## Dataset content
+++++
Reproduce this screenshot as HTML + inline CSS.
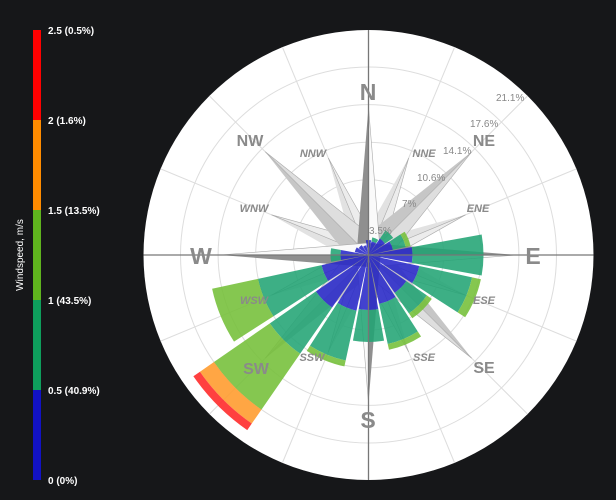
<!DOCTYPE html>
<html><head><meta charset="utf-8"><style>
html,body{margin:0;padding:0;background:#161719;width:616px;height:500px;overflow:hidden;font-family:"Liberation Sans",sans-serif}
svg{position:absolute;left:0;top:0}
</style></head><body>
<svg id="s" width="616" height="500" viewBox="0 0 616 500">
<rect x="33" y="30" width="8" height="90" fill="#ff0000"/>
<rect x="33" y="120" width="8" height="90" fill="#ff8c00"/>
<rect x="33" y="210" width="8" height="90" fill="#5fb41e"/>
<rect x="33" y="300" width="8" height="90" fill="#0e9e5c"/>
<rect x="33" y="390" width="8" height="90" fill="#1212c4"/>
<g fill="#fff" font-size="10" font-weight="bold">
<text x="48" y="34">2.5 (0.5%)</text>
<text x="48" y="124">2 (1.6%)</text>
<text x="48" y="214">1.5 (13.5%)</text>
<text x="48" y="304">1 (43.5%)</text>
<text x="48" y="394">0.5 (40.9%)</text>
<text x="48" y="484">0 (0%)</text>
<text transform="translate(23,255) rotate(-90)" text-anchor="middle" font-weight="normal" font-size="10">Windspeed, m/s</text>
</g>
<circle cx="368.5" cy="255" r="225" fill="#fff"/>
<g id="grid"></g>
<g id="star"></g>
<g id="bars"></g>
<line x1="368.5" y1="30" x2="368.5" y2="480" stroke="#777" stroke-width="1.3"/>
<line x1="143.5" y1="255" x2="593.5" y2="255" stroke="#777" stroke-width="1.3"/>
<g fill="#8a8a8a" font-weight="bold" text-anchor="middle">
<text x="368" y="100" font-size="23">N</text>
<text x="368" y="428" font-size="23">S</text>
<text x="533" y="264" font-size="23">E</text>
<text x="201" y="264" font-size="23">W</text>
<text x="250" y="146" font-size="16">NW</text>
<text x="484" y="146" font-size="16">NE</text>
<text x="484" y="373" font-size="16">SE</text>
<text x="256" y="374" font-size="16">SW</text>
<g font-size="11" font-style="italic">
<text x="313" y="157">NNW</text>
<text x="424" y="157">NNE</text>
<text x="478" y="212">ENE</text>
<text x="484" y="304">ESE</text>
<text x="424" y="361">SSE</text>
<text x="312" y="361">SSW</text>
<text x="254" y="304">WSW</text>
<text x="254" y="212">WNW</text>
</g>
</g>
<g fill="#888" font-size="10">
<text x="369" y="234">3.5%</text>
<text x="402" y="207">7%</text>
<text x="417" y="181">10.6%</text>
<text x="443" y="154">14.1%</text>
<text x="470" y="127">17.6%</text>
<text x="496" y="101">21.1%</text>
</g>
</svg>
<script>
var cx=368.5,cy=255,NS="http://www.w3.org/2000/svg";
function P(a,r){var t=a*Math.PI/180;return [cx+r*Math.sin(t),cy-r*Math.cos(t)];}
function el(p,tag,at){var e=document.createElementNS(NS,tag);for(var k in at)e.setAttribute(k,at[k]);p.appendChild(e);return e;}
var g=document.getElementById('grid');
for(var r=37.6;r<224;r+=37.6)el(g,'circle',{cx:cx,cy:cy,r:r,fill:'none',stroke:'#ddd','stroke-width':1});
for(var i=0;i<16;i++){var q=P(i*22.5,225);el(g,'line',{x1:cx,y1:cy,x2:q[0],y2:q[1],stroke:'#ddd','stroke-width':1});}
var s=document.getElementById('star');
function pt(a,len,w,c1,c2){var t=P(a,len),l=P(a-90,w),rr=P(a+90,w);
el(s,'polygon',{points:[cx,cy,l[0],l[1],t[0],t[1]].join(' '),fill:c1});
el(s,'polygon',{points:[cx,cy,t[0],t[1],rr[0],rr[1]].join(' '),fill:c2,stroke:'#aaa','stroke-width':0.6});}
for(var i=1;i<16;i+=2)pt(i*22.5,105,13,'#e2e2e2','#ececec');
for(var i=1;i<8;i+=2)pt(i*45,146,17,'#c6c6c6','#dedede');
for(var i=0;i<4;i++)pt(i*90,148,12,'#8f8f8f','#fafafa');
var b=document.getElementById('bars');
var cols=['#2828c8','#22a474','#74bf38','#ff9a2a','#ff2626'];
var d=[[15],[14,18],[20,30],[25,38,43],[44,115],[52,106,115],[46,71,77],[50,91,97],[55,87],[57,108,114],[64,120,188,205,213],[48,113,160],[28,38],[14],[12],[10]];
function wedge(a,r0,r1,c){var h=10.3,p1=P(a-h,r0),p2=P(a-h,r1),p3=P(a+h,r1),p4=P(a+h,r0);
var path='M'+p1+'L'+p2+'A'+r1+','+r1+' 0 0 1 '+p3+'L'+p4+(r0>0?'A'+r0+','+r0+' 0 0 0 '+p1:'')+'Z';
el(b,'path',{d:path,fill:c,'fill-opacity':0.88});}
for(var i=0;i<16;i++){var r0=0;for(var j=0;j<d[i].length;j++){wedge(i*22.5,r0,d[i][j],cols[j]);r0=d[i][j];}}
</script>
</body></html>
+++++
## Set exercise
Reproduce all of the material exactly, apart from the pictures.

## Exercise output
Reproduce this screenshot as HTML + inline CSS.
<!DOCTYPE html>
<html><head><meta charset="utf-8"><style>
html,body{margin:0;padding:0;background:#161719;width:616px;height:500px;overflow:hidden;font-family:"Liberation Sans",sans-serif}
svg{position:absolute;left:0;top:0}
</style></head><body>
<svg id="s" width="616" height="500" viewBox="0 0 616 500">
<rect x="33" y="30" width="8" height="90" fill="#ff0000"/>
<rect x="33" y="120" width="8" height="90" fill="#ff8c00"/>
<rect x="33" y="210" width="8" height="90" fill="#5fb41e"/>
<rect x="33" y="300" width="8" height="90" fill="#0e9e5c"/>
<rect x="33" y="390" width="8" height="90" fill="#1212c4"/>
<g fill="#fff" font-size="10" font-weight="bold">
<text x="48" y="34">2.5 (0.5%)</text>
<text x="48" y="124">2 (1.6%)</text>
<text x="48" y="214">1.5 (13.5%)</text>
<text x="48" y="304">1 (43.5%)</text>
<text x="48" y="394">0.5 (40.9%)</text>
<text x="48" y="484">0 (0%)</text>
<text transform="translate(23,255) rotate(-90)" text-anchor="middle" font-weight="normal" font-size="10">Windspeed, m/s</text>
</g>
<circle cx="368.5" cy="255" r="225" fill="#fff"/>
<g id="grid"></g>
<g id="star"></g>
<g id="bars"></g>
<line x1="368.5" y1="30" x2="368.5" y2="480" stroke="#777" stroke-width="1.3"/>
<line x1="143.5" y1="255" x2="593.5" y2="255" stroke="#777" stroke-width="1.3"/>
<g fill="#8a8a8a" font-weight="bold" text-anchor="middle">
<text x="368" y="100" font-size="23">N</text>
<text x="368" y="428" font-size="23">S</text>
<text x="533" y="264" font-size="23">E</text>
<text x="201" y="264" font-size="23">W</text>
<text x="250" y="146" font-size="16">NW</text>
<text x="484" y="146" font-size="16">NE</text>
<text x="484" y="373" font-size="16">SE</text>
<text x="256" y="374" font-size="16">SW</text>
<g font-size="11" font-style="italic">
<text x="313" y="157">NNW</text>
<text x="424" y="157">NNE</text>
<text x="478" y="212">ENE</text>
<text x="484" y="304">ESE</text>
<text x="424" y="361">SSE</text>
<text x="312" y="361">SSW</text>
<text x="254" y="304">WSW</text>
<text x="254" y="212">WNW</text>
</g>
</g>
<g fill="#888" font-size="10">
<text x="369" y="234">3.5%</text>
<text x="402" y="207">7%</text>
<text x="417" y="181">10.6%</text>
<text x="443" y="154">14.1%</text>
<text x="470" y="127">17.6%</text>
<text x="496" y="101">21.1%</text>
</g>
</svg>
<script>
var cx=368.5,cy=255,NS="http://www.w3.org/2000/svg";
function P(a,r){var t=a*Math.PI/180;return [cx+r*Math.sin(t),cy-r*Math.cos(t)];}
function el(p,tag,at){var e=document.createElementNS(NS,tag);for(var k in at)e.setAttribute(k,at[k]);p.appendChild(e);return e;}
var g=document.getElementById('grid');
for(var r=37.6;r<224;r+=37.6)el(g,'circle',{cx:cx,cy:cy,r:r,fill:'none',stroke:'#ddd','stroke-width':1});
for(var i=0;i<16;i++){var q=P(i*22.5,225);el(g,'line',{x1:cx,y1:cy,x2:q[0],y2:q[1],stroke:'#ddd','stroke-width':1});}
var s=document.getElementById('star');
function pt(a,len,w,c1,c2){var t=P(a,len),l=P(a-90,w),rr=P(a+90,w);
el(s,'polygon',{points:[cx,cy,l[0],l[1],t[0],t[1]].join(' '),fill:c1});
el(s,'polygon',{points:[cx,cy,t[0],t[1],rr[0],rr[1]].join(' '),fill:c2,stroke:'#aaa','stroke-width':0.6});}
for(var i=1;i<16;i+=2)pt(i*22.5,105,13,'#e2e2e2','#ececec');
for(var i=1;i<8;i+=2)pt(i*45,146,17,'#c6c6c6','#dedede');
for(var i=0;i<4;i++)pt(i*90,148,12,'#8f8f8f','#fafafa');
var b=document.getElementById('bars');
var cols=['#2828c8','#22a474','#74bf38','#ff9a2a','#ff2626'];
var d=[[15],[14,18],[20,30],[25,38,43],[44,115],[52,106,115],[46,71,77],[50,91,97],[55,87],[57,108,114],[64,120,188,205,213],[48,113,160],[28,38],[14],[12],[10]];
function wedge(a,r0,r1,c){var h=10.3,p1=P(a-h,r0),p2=P(a-h,r1),p3=P(a+h,r1),p4=P(a+h,r0);
var path='M'+p1+'L'+p2+'A'+r1+','+r1+' 0 0 1 '+p3+'L'+p4+(r0>0?'A'+r0+','+r0+' 0 0 0 '+p1:'')+'Z';
el(b,'path',{d:path,fill:c,'fill-opacity':0.88});}
for(var i=0;i<16;i++){var r0=0;for(var j=0;j<d[i].length;j++){wedge(i*22.5,r0,d[i][j],cols[j]);r0=d[i][j];}}
</script>
</body></html>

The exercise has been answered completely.